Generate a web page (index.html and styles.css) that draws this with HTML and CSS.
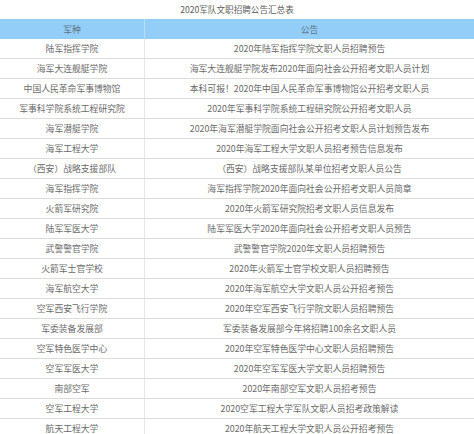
FILE: index.html
```html
<!DOCTYPE html>
<html lang="zh">
<head>
<meta charset="utf-8">
<link rel="stylesheet" href="styles.css">
</head>
<body>
<div class="title">2020军队文职招聘公告汇总表</div>
<table class="sheet">
<thead>
<tr><th class="c1">军种</th><th class="c2">公告</th></tr>
</thead>
<tbody>
<tr><td>陆军指挥学院</td><td>2020年陆军指挥学院文职人员招聘预告</td></tr>
<tr><td>海军大连舰艇学院</td><td>海军大连舰艇学院发布2020年面向社会公开招考文职人员计划</td></tr>
<tr><td>中国人民革命军事博物馆</td><td>本科可报！2020年中国人民革命军事博物馆公开招考文职人员</td></tr>
<tr><td>军事科学院系统工程研究院</td><td>2020年军事科学院系统工程研究院公开招考文职人员</td></tr>
<tr><td>海军潜艇学院</td><td>2020年海军潜艇学院面向社会公开招考文职人员计划预告发布</td></tr>
<tr><td>海军工程大学</td><td>2020年海军工程大学文职人员招考预告信息发布</td></tr>
<tr><td>（西安）战略支援部队</td><td>（西安）战略支援部队某单位招考文职人员公告</td></tr>
<tr><td>海军指挥学院</td><td>海军指挥学院2020年面向社会公开招考文职人员简章</td></tr>
<tr><td>火箭军研究院</td><td>2020年火箭军研究院招考文职人员信息发布</td></tr>
<tr><td>陆军军医大学</td><td>陆军军医大学2020年面向社会公开招考文职人员预告</td></tr>
<tr><td>武警警官学院</td><td>武警警官学院2020年文职人员招聘预告</td></tr>
<tr><td>火箭军士官学校</td><td>2020年火箭军士官学校文职人员招聘预告</td></tr>
<tr><td>海军航空大学</td><td>2020年海军航空大学文职人员公开招考预告</td></tr>
<tr><td>空军西安飞行学院</td><td>2020年空军西安飞行学院文职人员招聘预告</td></tr>
<tr><td>军委装备发展部</td><td>军委装备发展部今年将招聘100余名文职人员</td></tr>
<tr><td>空军特色医学中心</td><td>2020年空军特色医学中心文职人员招聘预告</td></tr>
<tr><td>空军军医大学</td><td>2020年空军军医大学文职人员招聘预告</td></tr>
<tr><td>南部空军</td><td>2020年南部空军文职人员招考预告</td></tr>
<tr><td>空军工程大学</td><td>2020空军工程大学军队文职人员招考政策解读</td></tr>
<tr><td>航天工程大学</td><td>2020年航天工程大学文职人员公开招考预告</td></tr>
</tbody>
</table>
</body>
</html>
```
FILE: styles.css
```css
html, body {
  margin: 0;
  padding: 0;
  background: #ffffff;
}
body {
  width: 474px;
  height: 434px;
  overflow: hidden;
  font-family: "Noto Sans CJK SC", "Liberation Sans", sans-serif;
  color: #6a6a6a;
}
.title {
  height: 19px;
  line-height: 19px;
  font-size: 8.6px;
  text-align: center;
  color: #606060;
}
.sheet {
  width: 474px;
  border-collapse: collapse;
  table-layout: fixed;
  font-size: 8.8px;
}
.sheet th {
  height: 20px;
  padding: 0;
  background: #92cef8;
  font-weight: normal;
  color: #5f7485;
  text-align: center;
}
.sheet .c1 {
  width: 144px;
  border-right: 1px solid #b9def9;
}
.sheet td {
  height: 19px;
  padding: 0;
  text-align: center;
  white-space: nowrap;
  border-bottom: 1px solid #dcdcdc;
  line-height: 19px;
}
.sheet td:first-child {
  border-right: 1px solid #e6e6e6;
}
```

+-------+

(GIVEN INSTRUCTION): All the lines above are to be reproduced exactly, except the pictures.

(OUTPUT BELOW):
Generate a web page (index.html and styles.css) that draws this with HTML and CSS.
FILE: index.html
```html
<!DOCTYPE html>
<html lang="zh">
<head>
<meta charset="utf-8">
<link rel="stylesheet" href="styles.css">
</head>
<body>
<div class="title">2020军队文职招聘公告汇总表</div>
<table class="sheet">
<thead>
<tr><th class="c1">军种</th><th class="c2">公告</th></tr>
</thead>
<tbody>
<tr><td>陆军指挥学院</td><td>2020年陆军指挥学院文职人员招聘预告</td></tr>
<tr><td>海军大连舰艇学院</td><td>海军大连舰艇学院发布2020年面向社会公开招考文职人员计划</td></tr>
<tr><td>中国人民革命军事博物馆</td><td>本科可报！2020年中国人民革命军事博物馆公开招考文职人员</td></tr>
<tr><td>军事科学院系统工程研究院</td><td>2020年军事科学院系统工程研究院公开招考文职人员</td></tr>
<tr><td>海军潜艇学院</td><td>2020年海军潜艇学院面向社会公开招考文职人员计划预告发布</td></tr>
<tr><td>海军工程大学</td><td>2020年海军工程大学文职人员招考预告信息发布</td></tr>
<tr><td>（西安）战略支援部队</td><td>（西安）战略支援部队某单位招考文职人员公告</td></tr>
<tr><td>海军指挥学院</td><td>海军指挥学院2020年面向社会公开招考文职人员简章</td></tr>
<tr><td>火箭军研究院</td><td>2020年火箭军研究院招考文职人员信息发布</td></tr>
<tr><td>陆军军医大学</td><td>陆军军医大学2020年面向社会公开招考文职人员预告</td></tr>
<tr><td>武警警官学院</td><td>武警警官学院2020年文职人员招聘预告</td></tr>
<tr><td>火箭军士官学校</td><td>2020年火箭军士官学校文职人员招聘预告</td></tr>
<tr><td>海军航空大学</td><td>2020年海军航空大学文职人员公开招考预告</td></tr>
<tr><td>空军西安飞行学院</td><td>2020年空军西安飞行学院文职人员招聘预告</td></tr>
<tr><td>军委装备发展部</td><td>军委装备发展部今年将招聘100余名文职人员</td></tr>
<tr><td>空军特色医学中心</td><td>2020年空军特色医学中心文职人员招聘预告</td></tr>
<tr><td>空军军医大学</td><td>2020年空军军医大学文职人员招聘预告</td></tr>
<tr><td>南部空军</td><td>2020年南部空军文职人员招考预告</td></tr>
<tr><td>空军工程大学</td><td>2020空军工程大学军队文职人员招考政策解读</td></tr>
<tr><td>航天工程大学</td><td>2020年航天工程大学文职人员公开招考预告</td></tr>
</tbody>
</table>
</body>
</html>
```
FILE: styles.css
```css
html, body {
  margin: 0;
  padding: 0;
  background: #ffffff;
}
body {
  width: 474px;
  height: 434px;
  overflow: hidden;
  font-family: "Noto Sans CJK SC", "Liberation Sans", sans-serif;
  color: #6a6a6a;
}
.title {
  height: 19px;
  line-height: 19px;
  font-size: 8.6px;
  text-align: center;
  color: #606060;
}
.sheet {
  width: 474px;
  border-collapse: collapse;
  table-layout: fixed;
  font-size: 8.8px;
}
.sheet th {
  height: 20px;
  padding: 0;
  background: #92cef8;
  font-weight: normal;
  color: #5f7485;
  text-align: center;
}
.sheet .c1 {
  width: 144px;
  border-right: 1px solid #b9def9;
}
.sheet td {
  height: 19px;
  padding: 0;
  text-align: center;
  white-space: nowrap;
  border-bottom: 1px solid #dcdcdc;
  line-height: 19px;
}
.sheet td:first-child {
  border-right: 1px solid #e6e6e6;
}
```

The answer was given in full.